= Required work =
Look through the entries below and count the lines with the word "screenshot" in them; give only the number.

= Records supplied =
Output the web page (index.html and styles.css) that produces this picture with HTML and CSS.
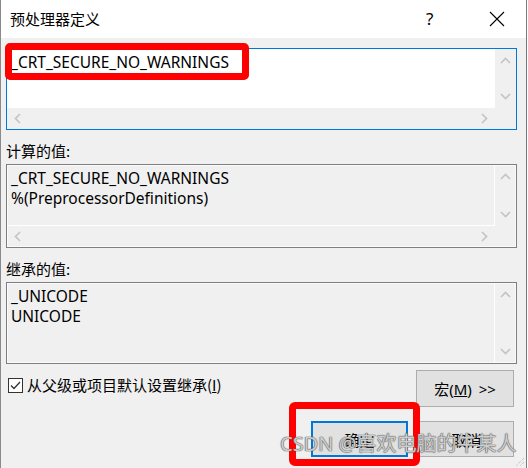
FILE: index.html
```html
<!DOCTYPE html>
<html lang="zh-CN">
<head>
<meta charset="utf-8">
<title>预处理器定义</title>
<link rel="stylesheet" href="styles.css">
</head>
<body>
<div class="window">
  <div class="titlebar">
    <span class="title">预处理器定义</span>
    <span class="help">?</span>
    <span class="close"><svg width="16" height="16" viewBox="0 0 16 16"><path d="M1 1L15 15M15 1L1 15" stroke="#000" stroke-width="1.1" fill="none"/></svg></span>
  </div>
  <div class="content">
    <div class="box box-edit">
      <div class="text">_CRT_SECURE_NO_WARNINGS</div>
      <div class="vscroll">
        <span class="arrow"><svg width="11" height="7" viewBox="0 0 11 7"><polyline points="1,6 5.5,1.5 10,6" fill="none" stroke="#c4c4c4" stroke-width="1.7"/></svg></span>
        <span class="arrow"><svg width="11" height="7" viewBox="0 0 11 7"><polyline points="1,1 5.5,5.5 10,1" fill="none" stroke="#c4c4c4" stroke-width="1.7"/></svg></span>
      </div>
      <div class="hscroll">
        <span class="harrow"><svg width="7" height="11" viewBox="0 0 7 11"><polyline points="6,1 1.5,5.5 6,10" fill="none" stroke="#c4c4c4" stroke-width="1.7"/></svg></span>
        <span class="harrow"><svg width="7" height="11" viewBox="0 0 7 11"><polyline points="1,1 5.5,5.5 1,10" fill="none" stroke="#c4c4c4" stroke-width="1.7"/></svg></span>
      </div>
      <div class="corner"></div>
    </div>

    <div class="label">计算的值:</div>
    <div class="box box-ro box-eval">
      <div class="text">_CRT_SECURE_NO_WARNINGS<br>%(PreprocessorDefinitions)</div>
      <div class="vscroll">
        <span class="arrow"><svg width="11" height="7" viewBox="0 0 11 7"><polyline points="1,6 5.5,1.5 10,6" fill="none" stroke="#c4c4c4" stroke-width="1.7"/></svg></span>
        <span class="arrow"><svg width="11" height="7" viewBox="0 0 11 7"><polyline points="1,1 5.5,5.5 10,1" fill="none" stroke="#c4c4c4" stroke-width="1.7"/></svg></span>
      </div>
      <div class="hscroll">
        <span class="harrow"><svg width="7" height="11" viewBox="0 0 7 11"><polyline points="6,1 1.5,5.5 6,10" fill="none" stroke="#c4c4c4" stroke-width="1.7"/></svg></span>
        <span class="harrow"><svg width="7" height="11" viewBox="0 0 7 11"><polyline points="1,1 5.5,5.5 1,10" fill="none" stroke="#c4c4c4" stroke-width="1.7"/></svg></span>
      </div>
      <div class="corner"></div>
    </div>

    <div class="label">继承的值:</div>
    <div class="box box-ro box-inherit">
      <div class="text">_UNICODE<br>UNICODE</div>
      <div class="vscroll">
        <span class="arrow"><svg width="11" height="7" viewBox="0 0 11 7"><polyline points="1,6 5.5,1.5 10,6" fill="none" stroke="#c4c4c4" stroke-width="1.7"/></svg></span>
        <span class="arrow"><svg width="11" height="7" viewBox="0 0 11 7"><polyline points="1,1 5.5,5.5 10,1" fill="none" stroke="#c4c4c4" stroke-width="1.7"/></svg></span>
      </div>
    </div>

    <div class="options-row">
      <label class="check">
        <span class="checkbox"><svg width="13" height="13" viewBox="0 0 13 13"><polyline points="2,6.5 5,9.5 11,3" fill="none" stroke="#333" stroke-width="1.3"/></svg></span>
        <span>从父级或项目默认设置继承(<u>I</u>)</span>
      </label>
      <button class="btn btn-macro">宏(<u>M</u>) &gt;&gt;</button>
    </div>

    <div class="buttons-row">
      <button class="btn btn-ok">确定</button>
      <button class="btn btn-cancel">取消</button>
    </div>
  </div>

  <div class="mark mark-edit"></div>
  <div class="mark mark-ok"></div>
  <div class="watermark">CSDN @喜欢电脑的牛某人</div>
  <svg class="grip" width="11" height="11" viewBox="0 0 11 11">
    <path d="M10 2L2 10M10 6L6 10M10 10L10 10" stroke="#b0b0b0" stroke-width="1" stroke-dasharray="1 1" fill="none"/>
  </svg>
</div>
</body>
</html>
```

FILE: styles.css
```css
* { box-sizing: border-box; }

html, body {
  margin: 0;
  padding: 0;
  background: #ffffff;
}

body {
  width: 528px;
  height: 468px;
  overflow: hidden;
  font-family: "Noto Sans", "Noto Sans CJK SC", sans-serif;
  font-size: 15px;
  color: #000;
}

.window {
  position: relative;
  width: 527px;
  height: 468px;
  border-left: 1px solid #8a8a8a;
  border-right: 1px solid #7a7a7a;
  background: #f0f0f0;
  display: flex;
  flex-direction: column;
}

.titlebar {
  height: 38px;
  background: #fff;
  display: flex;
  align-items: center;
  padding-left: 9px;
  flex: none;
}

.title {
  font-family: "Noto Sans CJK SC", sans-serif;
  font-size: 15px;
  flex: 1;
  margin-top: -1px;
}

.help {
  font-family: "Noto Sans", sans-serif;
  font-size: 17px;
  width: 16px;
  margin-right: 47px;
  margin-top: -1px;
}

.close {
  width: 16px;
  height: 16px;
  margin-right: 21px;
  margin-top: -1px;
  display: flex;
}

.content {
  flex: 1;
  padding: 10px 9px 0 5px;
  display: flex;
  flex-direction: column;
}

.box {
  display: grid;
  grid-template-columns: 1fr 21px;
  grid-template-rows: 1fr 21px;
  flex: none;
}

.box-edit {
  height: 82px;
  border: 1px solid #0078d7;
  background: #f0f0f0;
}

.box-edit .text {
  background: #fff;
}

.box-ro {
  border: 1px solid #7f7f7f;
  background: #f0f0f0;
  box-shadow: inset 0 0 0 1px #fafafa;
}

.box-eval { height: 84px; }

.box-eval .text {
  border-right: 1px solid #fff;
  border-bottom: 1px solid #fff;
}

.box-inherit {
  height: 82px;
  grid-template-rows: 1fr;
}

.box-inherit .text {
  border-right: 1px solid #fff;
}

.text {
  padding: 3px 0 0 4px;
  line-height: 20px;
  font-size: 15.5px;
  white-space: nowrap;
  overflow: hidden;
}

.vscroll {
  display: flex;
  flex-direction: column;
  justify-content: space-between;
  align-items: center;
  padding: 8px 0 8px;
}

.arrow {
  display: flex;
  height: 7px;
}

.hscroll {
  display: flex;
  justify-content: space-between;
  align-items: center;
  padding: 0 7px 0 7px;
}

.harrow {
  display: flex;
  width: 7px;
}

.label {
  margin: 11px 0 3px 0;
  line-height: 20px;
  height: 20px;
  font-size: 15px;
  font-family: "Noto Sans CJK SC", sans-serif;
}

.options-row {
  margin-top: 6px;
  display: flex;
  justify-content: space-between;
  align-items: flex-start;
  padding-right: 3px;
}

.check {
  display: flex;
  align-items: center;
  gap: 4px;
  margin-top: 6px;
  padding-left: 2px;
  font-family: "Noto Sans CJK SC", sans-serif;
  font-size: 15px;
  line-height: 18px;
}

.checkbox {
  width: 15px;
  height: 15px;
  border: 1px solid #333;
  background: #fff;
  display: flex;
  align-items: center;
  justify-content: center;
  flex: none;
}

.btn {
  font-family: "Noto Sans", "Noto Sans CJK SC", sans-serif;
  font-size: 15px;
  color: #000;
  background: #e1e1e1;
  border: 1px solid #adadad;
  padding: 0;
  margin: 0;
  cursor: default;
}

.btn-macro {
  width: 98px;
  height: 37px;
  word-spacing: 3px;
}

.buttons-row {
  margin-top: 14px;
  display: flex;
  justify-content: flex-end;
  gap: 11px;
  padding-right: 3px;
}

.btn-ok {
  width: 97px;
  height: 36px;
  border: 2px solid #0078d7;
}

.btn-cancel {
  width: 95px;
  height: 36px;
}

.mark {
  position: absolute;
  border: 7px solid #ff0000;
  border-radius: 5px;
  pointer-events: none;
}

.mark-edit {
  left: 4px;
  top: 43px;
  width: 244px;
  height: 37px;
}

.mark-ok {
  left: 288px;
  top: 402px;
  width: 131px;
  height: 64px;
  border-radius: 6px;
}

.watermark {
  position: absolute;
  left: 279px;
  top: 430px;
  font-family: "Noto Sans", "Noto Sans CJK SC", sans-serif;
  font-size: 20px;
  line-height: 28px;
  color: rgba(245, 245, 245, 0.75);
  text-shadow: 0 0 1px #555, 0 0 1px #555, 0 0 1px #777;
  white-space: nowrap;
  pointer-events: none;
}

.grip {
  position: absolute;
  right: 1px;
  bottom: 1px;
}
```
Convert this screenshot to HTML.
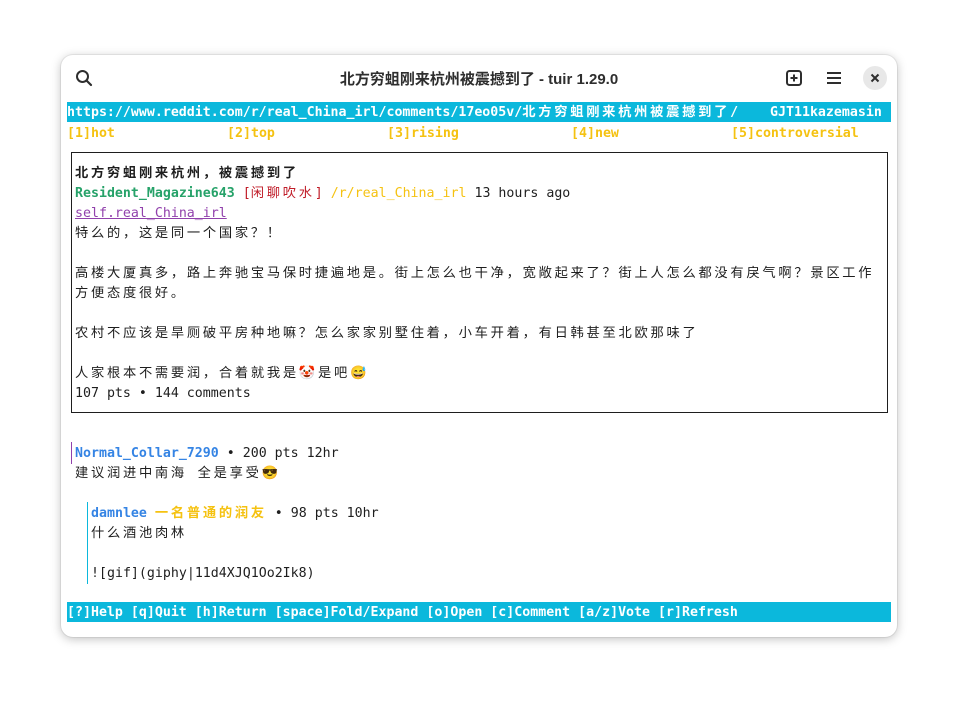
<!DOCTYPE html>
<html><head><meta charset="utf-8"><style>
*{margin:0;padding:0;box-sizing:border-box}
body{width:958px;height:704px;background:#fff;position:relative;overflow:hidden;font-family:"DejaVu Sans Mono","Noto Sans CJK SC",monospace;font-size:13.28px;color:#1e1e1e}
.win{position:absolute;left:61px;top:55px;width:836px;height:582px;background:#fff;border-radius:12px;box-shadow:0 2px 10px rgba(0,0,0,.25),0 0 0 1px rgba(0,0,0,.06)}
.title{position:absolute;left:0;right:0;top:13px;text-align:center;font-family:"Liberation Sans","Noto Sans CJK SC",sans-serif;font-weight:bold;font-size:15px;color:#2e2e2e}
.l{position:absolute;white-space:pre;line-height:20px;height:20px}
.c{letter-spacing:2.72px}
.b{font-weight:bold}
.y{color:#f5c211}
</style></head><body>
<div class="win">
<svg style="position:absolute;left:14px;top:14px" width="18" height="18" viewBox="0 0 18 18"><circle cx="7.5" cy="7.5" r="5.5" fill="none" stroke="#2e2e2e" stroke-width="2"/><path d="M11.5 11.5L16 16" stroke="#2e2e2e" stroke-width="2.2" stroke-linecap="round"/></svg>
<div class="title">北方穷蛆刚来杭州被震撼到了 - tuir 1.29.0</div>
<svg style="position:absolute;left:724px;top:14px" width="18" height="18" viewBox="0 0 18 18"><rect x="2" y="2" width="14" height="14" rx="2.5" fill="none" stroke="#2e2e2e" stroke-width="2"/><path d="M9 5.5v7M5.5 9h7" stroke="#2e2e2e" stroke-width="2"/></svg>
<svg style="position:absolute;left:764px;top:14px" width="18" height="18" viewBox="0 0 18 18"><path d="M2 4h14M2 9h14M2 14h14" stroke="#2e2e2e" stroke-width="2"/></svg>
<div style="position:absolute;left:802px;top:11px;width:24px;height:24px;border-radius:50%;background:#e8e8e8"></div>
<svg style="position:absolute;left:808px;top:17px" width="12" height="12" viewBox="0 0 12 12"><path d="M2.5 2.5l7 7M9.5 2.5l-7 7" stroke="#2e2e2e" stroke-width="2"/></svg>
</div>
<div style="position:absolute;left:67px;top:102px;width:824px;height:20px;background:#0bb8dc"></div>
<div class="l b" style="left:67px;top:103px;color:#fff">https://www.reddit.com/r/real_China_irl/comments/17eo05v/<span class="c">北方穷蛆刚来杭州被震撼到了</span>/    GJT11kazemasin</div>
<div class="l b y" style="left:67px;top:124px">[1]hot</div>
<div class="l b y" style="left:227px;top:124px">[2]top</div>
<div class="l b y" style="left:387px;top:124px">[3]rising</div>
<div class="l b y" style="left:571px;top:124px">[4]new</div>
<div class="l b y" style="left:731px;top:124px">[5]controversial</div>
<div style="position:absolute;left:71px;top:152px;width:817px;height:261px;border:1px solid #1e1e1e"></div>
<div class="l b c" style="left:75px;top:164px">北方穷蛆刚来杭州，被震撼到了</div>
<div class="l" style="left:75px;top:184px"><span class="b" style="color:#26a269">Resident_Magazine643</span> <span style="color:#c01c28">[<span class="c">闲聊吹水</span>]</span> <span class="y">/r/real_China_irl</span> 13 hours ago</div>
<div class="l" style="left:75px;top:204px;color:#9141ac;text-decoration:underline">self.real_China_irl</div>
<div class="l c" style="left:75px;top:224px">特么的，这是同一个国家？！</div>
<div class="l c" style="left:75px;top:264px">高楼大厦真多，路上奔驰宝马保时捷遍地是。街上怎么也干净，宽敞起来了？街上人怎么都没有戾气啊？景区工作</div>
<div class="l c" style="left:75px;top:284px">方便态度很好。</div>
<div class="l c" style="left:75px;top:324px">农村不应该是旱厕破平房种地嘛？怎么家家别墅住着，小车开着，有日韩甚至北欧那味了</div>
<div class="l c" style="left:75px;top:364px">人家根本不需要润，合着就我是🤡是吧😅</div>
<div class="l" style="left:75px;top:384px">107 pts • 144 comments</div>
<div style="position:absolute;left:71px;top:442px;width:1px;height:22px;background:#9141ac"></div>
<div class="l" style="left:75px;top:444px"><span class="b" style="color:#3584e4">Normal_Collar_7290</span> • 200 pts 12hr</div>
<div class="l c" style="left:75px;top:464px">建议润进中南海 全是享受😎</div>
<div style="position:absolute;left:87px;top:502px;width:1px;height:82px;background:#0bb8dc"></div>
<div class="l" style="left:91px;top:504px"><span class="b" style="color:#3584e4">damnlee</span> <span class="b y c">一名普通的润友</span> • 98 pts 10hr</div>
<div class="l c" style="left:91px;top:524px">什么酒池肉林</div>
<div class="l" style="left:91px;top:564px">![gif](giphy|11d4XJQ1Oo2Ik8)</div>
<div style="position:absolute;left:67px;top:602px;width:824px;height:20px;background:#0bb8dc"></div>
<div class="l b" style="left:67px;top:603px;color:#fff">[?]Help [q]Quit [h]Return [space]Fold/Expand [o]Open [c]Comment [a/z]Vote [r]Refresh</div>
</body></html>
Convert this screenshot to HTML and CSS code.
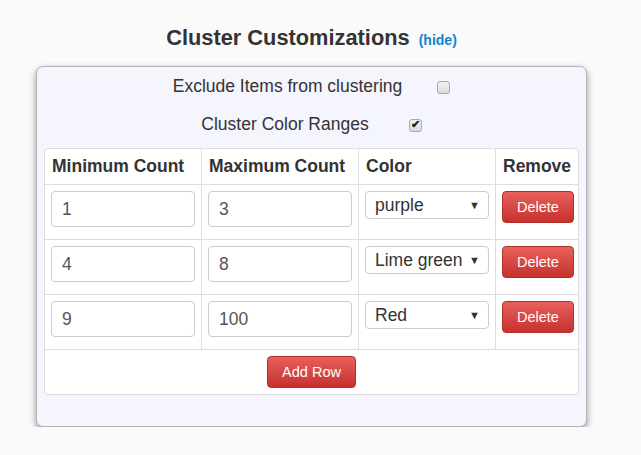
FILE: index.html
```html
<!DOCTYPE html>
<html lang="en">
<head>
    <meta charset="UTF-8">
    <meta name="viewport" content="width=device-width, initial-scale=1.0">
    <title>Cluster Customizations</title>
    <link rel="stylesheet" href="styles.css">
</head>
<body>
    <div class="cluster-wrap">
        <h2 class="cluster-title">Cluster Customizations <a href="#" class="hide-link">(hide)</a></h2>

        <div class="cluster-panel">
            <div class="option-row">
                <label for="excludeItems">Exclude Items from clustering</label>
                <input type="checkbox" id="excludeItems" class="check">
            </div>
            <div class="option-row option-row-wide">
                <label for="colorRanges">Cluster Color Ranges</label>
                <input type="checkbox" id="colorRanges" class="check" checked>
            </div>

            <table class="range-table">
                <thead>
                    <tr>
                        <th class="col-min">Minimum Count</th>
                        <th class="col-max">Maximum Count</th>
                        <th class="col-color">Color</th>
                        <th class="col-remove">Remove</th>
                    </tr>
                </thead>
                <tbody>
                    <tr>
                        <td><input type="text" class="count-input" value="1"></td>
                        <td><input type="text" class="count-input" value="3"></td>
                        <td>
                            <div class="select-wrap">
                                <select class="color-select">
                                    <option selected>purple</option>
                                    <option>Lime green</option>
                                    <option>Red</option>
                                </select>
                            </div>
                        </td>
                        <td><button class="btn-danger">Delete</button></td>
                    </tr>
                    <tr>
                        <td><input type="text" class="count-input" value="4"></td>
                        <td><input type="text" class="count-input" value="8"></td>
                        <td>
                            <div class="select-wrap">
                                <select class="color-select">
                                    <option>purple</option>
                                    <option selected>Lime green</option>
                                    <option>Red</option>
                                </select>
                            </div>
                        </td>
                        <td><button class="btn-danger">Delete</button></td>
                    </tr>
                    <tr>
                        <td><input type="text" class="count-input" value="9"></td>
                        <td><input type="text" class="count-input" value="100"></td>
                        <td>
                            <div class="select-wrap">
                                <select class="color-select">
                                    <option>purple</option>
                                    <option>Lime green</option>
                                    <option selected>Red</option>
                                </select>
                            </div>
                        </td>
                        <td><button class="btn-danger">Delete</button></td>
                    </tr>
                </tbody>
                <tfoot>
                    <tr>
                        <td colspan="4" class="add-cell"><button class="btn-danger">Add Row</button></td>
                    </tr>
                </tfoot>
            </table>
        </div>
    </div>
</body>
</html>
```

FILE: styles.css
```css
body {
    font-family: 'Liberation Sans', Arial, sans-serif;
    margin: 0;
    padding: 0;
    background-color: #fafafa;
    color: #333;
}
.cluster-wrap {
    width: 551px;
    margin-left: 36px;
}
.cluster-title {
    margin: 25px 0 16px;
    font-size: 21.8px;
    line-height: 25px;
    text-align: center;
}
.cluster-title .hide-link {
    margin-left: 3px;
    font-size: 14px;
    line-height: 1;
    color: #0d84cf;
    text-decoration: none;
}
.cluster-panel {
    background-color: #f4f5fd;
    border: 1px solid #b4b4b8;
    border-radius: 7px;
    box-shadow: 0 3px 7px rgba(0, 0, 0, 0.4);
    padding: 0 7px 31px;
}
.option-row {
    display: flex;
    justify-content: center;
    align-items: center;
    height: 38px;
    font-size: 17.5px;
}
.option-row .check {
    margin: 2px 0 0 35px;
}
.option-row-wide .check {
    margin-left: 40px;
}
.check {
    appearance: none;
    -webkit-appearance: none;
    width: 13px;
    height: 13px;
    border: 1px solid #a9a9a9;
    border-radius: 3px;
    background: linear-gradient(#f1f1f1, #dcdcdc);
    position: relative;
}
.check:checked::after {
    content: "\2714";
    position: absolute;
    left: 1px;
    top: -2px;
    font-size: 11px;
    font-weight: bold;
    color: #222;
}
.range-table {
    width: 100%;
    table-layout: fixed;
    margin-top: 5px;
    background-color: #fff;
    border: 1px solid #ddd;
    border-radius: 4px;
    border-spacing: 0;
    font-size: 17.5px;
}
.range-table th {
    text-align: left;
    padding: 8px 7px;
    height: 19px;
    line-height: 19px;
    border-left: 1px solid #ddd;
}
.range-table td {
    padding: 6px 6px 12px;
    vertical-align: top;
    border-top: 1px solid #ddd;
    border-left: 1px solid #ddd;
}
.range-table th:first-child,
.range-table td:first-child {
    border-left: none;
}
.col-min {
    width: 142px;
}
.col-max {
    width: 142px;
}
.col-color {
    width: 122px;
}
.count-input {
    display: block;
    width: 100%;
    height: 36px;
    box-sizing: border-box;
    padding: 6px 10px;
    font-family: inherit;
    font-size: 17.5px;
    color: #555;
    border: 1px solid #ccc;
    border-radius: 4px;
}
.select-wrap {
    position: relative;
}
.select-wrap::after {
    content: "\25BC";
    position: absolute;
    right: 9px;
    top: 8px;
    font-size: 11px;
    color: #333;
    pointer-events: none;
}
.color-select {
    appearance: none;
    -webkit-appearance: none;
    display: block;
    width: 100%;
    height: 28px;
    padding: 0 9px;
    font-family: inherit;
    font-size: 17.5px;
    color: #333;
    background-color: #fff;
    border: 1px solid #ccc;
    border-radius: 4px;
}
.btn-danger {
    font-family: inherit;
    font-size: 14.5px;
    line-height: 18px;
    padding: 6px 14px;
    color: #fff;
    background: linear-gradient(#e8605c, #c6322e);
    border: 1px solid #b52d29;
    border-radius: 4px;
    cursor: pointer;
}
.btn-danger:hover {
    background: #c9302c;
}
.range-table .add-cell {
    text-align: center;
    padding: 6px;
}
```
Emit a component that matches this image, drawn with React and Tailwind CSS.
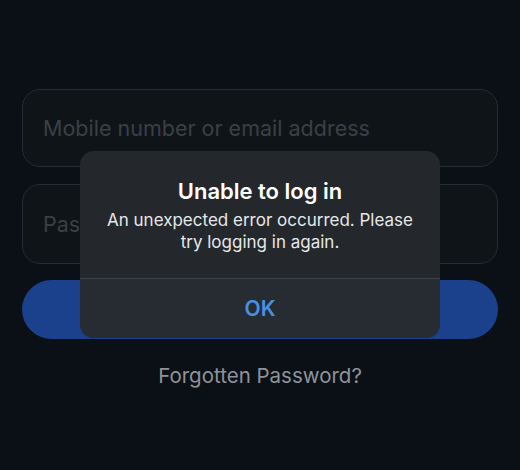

= Answer to the exercise =
2